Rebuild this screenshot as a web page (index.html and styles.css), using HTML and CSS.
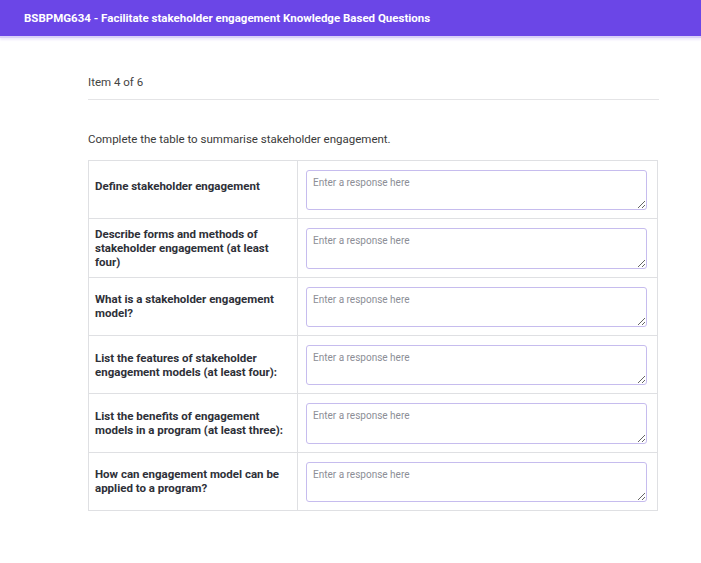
FILE: index.html
```html
<!DOCTYPE html>
<html lang="en">
<head>
<meta charset="utf-8">
<title>BSBPMG634 - Facilitate stakeholder engagement Knowledge Based Questions</title>
<link rel="stylesheet" href="styles.css">
</head>
<body>
<header class="topbar">
  <h1 class="topbar-title">BSBPMG634 - Facilitate stakeholder engagement Knowledge Based Questions</h1>
</header>
<main class="content">
  <div class="item-count">Item 4 of 6</div>
  <p class="intro">Complete the table to summarise stakeholder engagement.</p>
  <table class="qtable">
    <tbody>
      <tr>
        <td class="qlabel qlabel-single">Define stakeholder engagement</td>
        <td class="qanswer"><textarea class="response" placeholder="Enter a response here"></textarea></td>
      </tr>
      <tr>
        <td class="qlabel">Describe forms and methods of stakeholder engagement (at least four)</td>
        <td class="qanswer"><textarea class="response" placeholder="Enter a response here"></textarea></td>
      </tr>
      <tr>
        <td class="qlabel">What is a stakeholder engagement model?</td>
        <td class="qanswer"><textarea class="response" placeholder="Enter a response here"></textarea></td>
      </tr>
      <tr>
        <td class="qlabel">List the features of stakeholder engagement models (at least four):</td>
        <td class="qanswer"><textarea class="response" placeholder="Enter a response here"></textarea></td>
      </tr>
      <tr>
        <td class="qlabel">List the benefits of engagement models in a program (at least three):</td>
        <td class="qanswer"><textarea class="response" placeholder="Enter a response here"></textarea></td>
      </tr>
      <tr>
        <td class="qlabel">How can engagement model can be applied to a program?</td>
        <td class="qanswer"><textarea class="response" placeholder="Enter a response here"></textarea></td>
      </tr>
    </tbody>
  </table>
</main>
</body>
</html>
```
FILE: styles.css
```css
html, body {
  margin: 0;
  padding: 0;
  background: #ffffff;
  font-family: Roboto, "Liberation Sans", Arial, sans-serif;
}

.topbar {
  height: 36px;
  background: #6b46e7;
  display: flex;
  align-items: center;
  padding-left: 24px;
  box-shadow: 0 2px 0 #d9d0f8, 0 4px 2px #eeeafc;
}

.topbar-title {
  margin: 0;
  color: #ffffff;
  font-size: 11.5px;
  font-weight: 700;
}

.content {
  width: 571px;
  margin: 0 0 0 88px;
  padding-top: 39px;
}

.item-count {
  font-size: 11.5px;
  line-height: 14px;
  color: #444444;
  padding-bottom: 10px;
  border-bottom: 1px solid #e4e4e6;
}

.intro {
  margin: 32px 0 0;
  font-size: 11.5px;
  line-height: 14px;
  color: #3a3a3a;
}

.qtable {
  margin-top: 14px;
  width: 570px;
  border-collapse: collapse;
  table-layout: fixed;
}

.qtable td {
  border: 1px solid #dfe0e3;
  padding: 0;
}

.qlabel {
  width: 196px;
  padding: 0 6px !important;
  vertical-align: middle;
  font-size: 11.5px;
  line-height: 14px;
  font-weight: 700;
  color: #2e3038;
}

.qlabel-single {
  padding-bottom: 8px !important;
}

.qanswer {
  padding: 9px 10px 8px 8px !important;
  vertical-align: top;
}

.response {
  display: block;
  box-sizing: border-box;
  width: 341px;
  height: 40.34px;
  margin: 0;
  padding: 6px 6px;
  border: 1px solid #c6bcee;
  border-radius: 3px;
  font-family: Roboto, "Liberation Sans", Arial, sans-serif;
  font-size: 10px;
  line-height: 12px;
  color: #333333;
  background: #ffffff;
  resize: vertical;
}

.response::placeholder {
  color: #8c8e96;
}
```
=======
> TO DO: Each line of the data should be quoted exactly, with pictures left out.

> EXERCISE ANSWER:
Rebuild this screenshot as a web page (index.html and styles.css), using HTML and CSS.
FILE: index.html
```html
<!DOCTYPE html>
<html lang="en">
<head>
<meta charset="utf-8">
<title>BSBPMG634 - Facilitate stakeholder engagement Knowledge Based Questions</title>
<link rel="stylesheet" href="styles.css">
</head>
<body>
<header class="topbar">
  <h1 class="topbar-title">BSBPMG634 - Facilitate stakeholder engagement Knowledge Based Questions</h1>
</header>
<main class="content">
  <div class="item-count">Item 4 of 6</div>
  <p class="intro">Complete the table to summarise stakeholder engagement.</p>
  <table class="qtable">
    <tbody>
      <tr>
        <td class="qlabel qlabel-single">Define stakeholder engagement</td>
        <td class="qanswer"><textarea class="response" placeholder="Enter a response here"></textarea></td>
      </tr>
      <tr>
        <td class="qlabel">Describe forms and methods of stakeholder engagement (at least four)</td>
        <td class="qanswer"><textarea class="response" placeholder="Enter a response here"></textarea></td>
      </tr>
      <tr>
        <td class="qlabel">What is a stakeholder engagement model?</td>
        <td class="qanswer"><textarea class="response" placeholder="Enter a response here"></textarea></td>
      </tr>
      <tr>
        <td class="qlabel">List the features of stakeholder engagement models (at least four):</td>
        <td class="qanswer"><textarea class="response" placeholder="Enter a response here"></textarea></td>
      </tr>
      <tr>
        <td class="qlabel">List the benefits of engagement models in a program (at least three):</td>
        <td class="qanswer"><textarea class="response" placeholder="Enter a response here"></textarea></td>
      </tr>
      <tr>
        <td class="qlabel">How can engagement model can be applied to a program?</td>
        <td class="qanswer"><textarea class="response" placeholder="Enter a response here"></textarea></td>
      </tr>
    </tbody>
  </table>
</main>
</body>
</html>
```
FILE: styles.css
```css
html, body {
  margin: 0;
  padding: 0;
  background: #ffffff;
  font-family: Roboto, "Liberation Sans", Arial, sans-serif;
}

.topbar {
  height: 36px;
  background: #6b46e7;
  display: flex;
  align-items: center;
  padding-left: 24px;
  box-shadow: 0 2px 0 #d9d0f8, 0 4px 2px #eeeafc;
}

.topbar-title {
  margin: 0;
  color: #ffffff;
  font-size: 11.5px;
  font-weight: 700;
}

.content {
  width: 571px;
  margin: 0 0 0 88px;
  padding-top: 39px;
}

.item-count {
  font-size: 11.5px;
  line-height: 14px;
  color: #444444;
  padding-bottom: 10px;
  border-bottom: 1px solid #e4e4e6;
}

.intro {
  margin: 32px 0 0;
  font-size: 11.5px;
  line-height: 14px;
  color: #3a3a3a;
}

.qtable {
  margin-top: 14px;
  width: 570px;
  border-collapse: collapse;
  table-layout: fixed;
}

.qtable td {
  border: 1px solid #dfe0e3;
  padding: 0;
}

.qlabel {
  width: 196px;
  padding: 0 6px !important;
  vertical-align: middle;
  font-size: 11.5px;
  line-height: 14px;
  font-weight: 700;
  color: #2e3038;
}

.qlabel-single {
  padding-bottom: 8px !important;
}

.qanswer {
  padding: 9px 10px 8px 8px !important;
  vertical-align: top;
}

.response {
  display: block;
  box-sizing: border-box;
  width: 341px;
  height: 40.34px;
  margin: 0;
  padding: 6px 6px;
  border: 1px solid #c6bcee;
  border-radius: 3px;
  font-family: Roboto, "Liberation Sans", Arial, sans-serif;
  font-size: 10px;
  line-height: 12px;
  color: #333333;
  background: #ffffff;
  resize: vertical;
}

.response::placeholder {
  color: #8c8e96;
}
```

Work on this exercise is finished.